François Hollande a encore moins de moyens d’agir que Mitterrand et Jospin. Il a fait campagne contre Sarkozy et son bilan, le chômage, les déficits et la dette, cela ne va pas l’empêcher de prolonger les déficits, de reporter la réduction des dépenses, d’embaucher des fonctionnaires. Mais il aura la main modeste : il n’augmentera que l’allocation de rentrée scolaire et ne gèlera que pendant trois mois le prix des carburants… Naturellement, il fera lui aussi un geste pour les Verts, en fermant la centrale nucléaire de Fessenheim. À la fin du mois de juin, il disposera du rapport de la Cour des comptes sur la situation des finances publiques ; ce sera la dernière fois qu’il pourra dresser le procès de la gestion de son prédécesseur. Ensuite, ce sera la trêve estivale, même pendant la session du Parlement consacrée pour l’essentiel à l’augmentation des impôts.

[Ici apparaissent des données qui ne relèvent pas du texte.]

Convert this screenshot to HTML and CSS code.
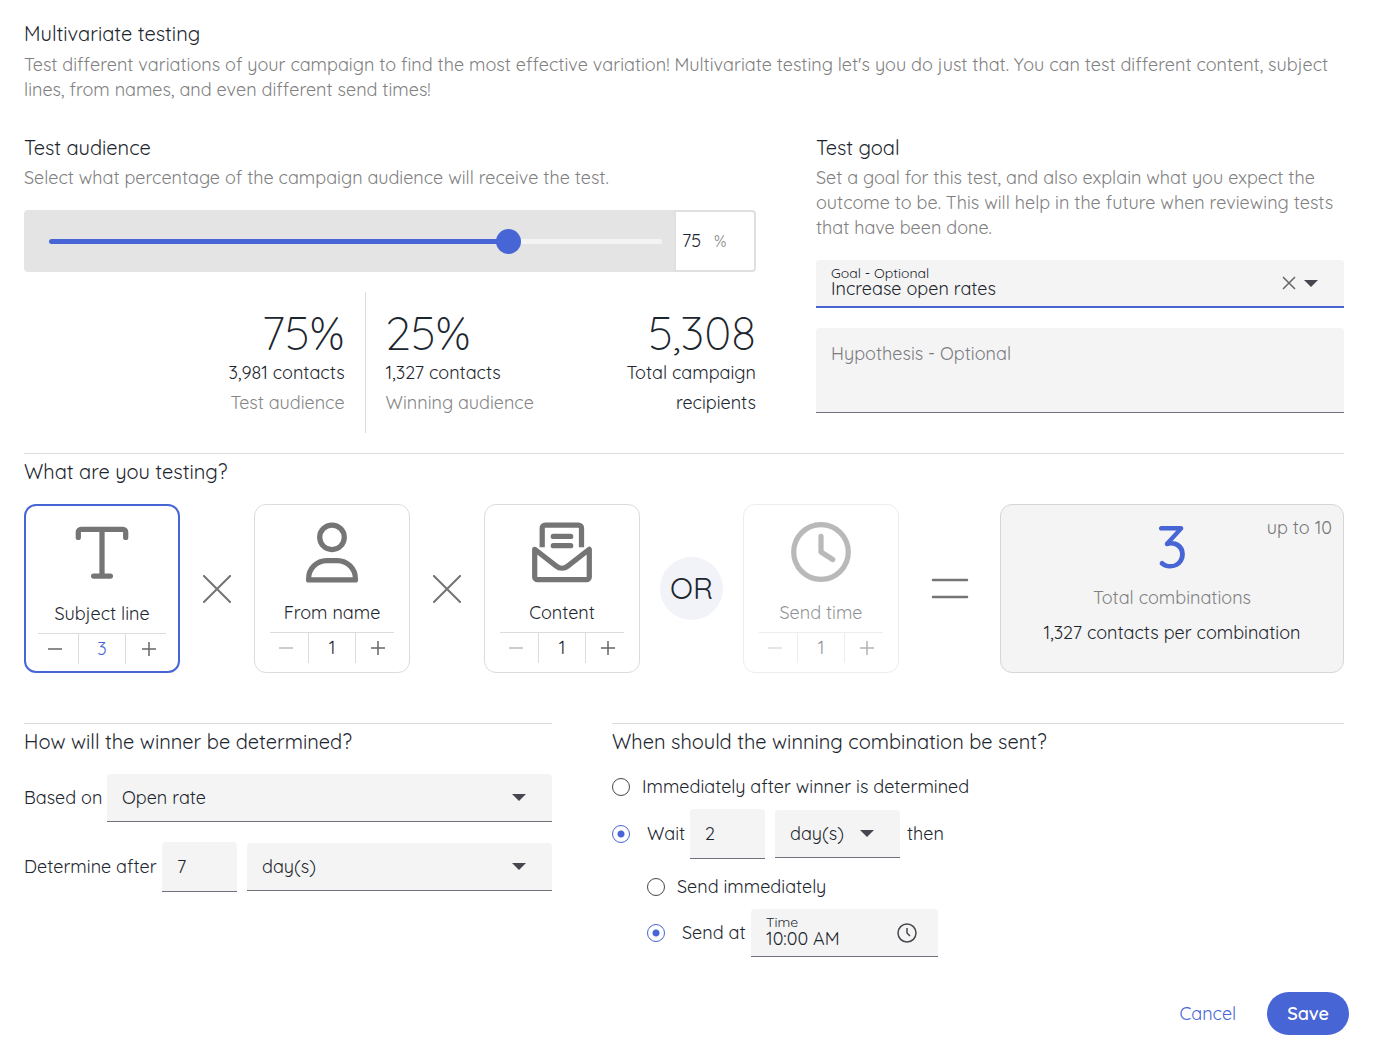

Et pendant ce temps, plus de crise ? On continue dans le déni de réalité dénoncé par l’hebdomadaire britannique The Economist ? On “déjeune sur l’herbe”, comme s’il ne se passait rien ni en Grèce, ni en Espagne, ni en Allemagne, comme si la confiance et la croissance étaient subitement revenues ? La crise aura tôt fait d’éteindre les lampions de la fête présidentielle. Dans trois mois, dans six mois, le procès de Sarkozy appartiendra au passé ; ce sera le tour de Hollande. Car le chômage n’aura pas disparu et la France devra encore emprunter 500 millions d’euros par jour à des taux de plus en plus chers. “Faire payer les riches” ne suffira pas. Alors les électeurs de Mélenchon se dresseront devant le président de la République et lui demanderont des comptes : « qui t’a fait roi ? », « où en est le smic à 1 700 euros ? » Ils lui diront : « le chômage, maintenant, c’est toi ». François Hollande fera comme les autres : ce ne sera pas de sa faute ; il s’en prendra aux patrons « qui ne jouent pas le jeu », aux « riches qui ne sont pas patriotes », à cette « opposition droitisée et revancharde » qui n’a pas compris le sens de l’Histoire, à la chancelière allemande qui refuse d’être solidaire. Mais il faudra bien qu’il détourne l’attention, qu’à défaut de calmer les “prolos” il séduise les “intellos” : il accélérera les réformes sur le mariage, la famille, l’euthanasie, le droit de vote des immigrés.
La droite regardera-t-elle la scène avec fatalisme, ironie ou désespoir ? Elle peut faire mieux, en s’inspirant du beau message que lui a laissé Nicolas Sarkozy, le soir du 6 mai, celui d’être digne, d’être forte, et de songer à la France. Les électeurs de droite, les 16,8 millions qui se sont portés sur Sarkozy et même ceux qui se sont perdus dans les votes blancs, n’ont pas disparu. François Hollande leur a offert une chance à saisir. Le soir de son duel télévisé avec Sarkozy, il a précisé que ses réformes les plus emblématiques, celles qui supposent une révision de la Constitution (le droit de vote des étrangers notamment) auraient besoin d’une majorité des trois cinquièmes au Parlement, faute de quoi il déciderait de soumettre la question au référendum. C’était une manière de lancer à la droite un défi ; à elle de le relever : grâce aux élections législatives, elle peut détenir un droit de veto sur l’action et les projets de François Hollande. Un droit de veto pour l’empêcher d’être l’otage de ses extrémistes. François d’Orcival, de l’Institut.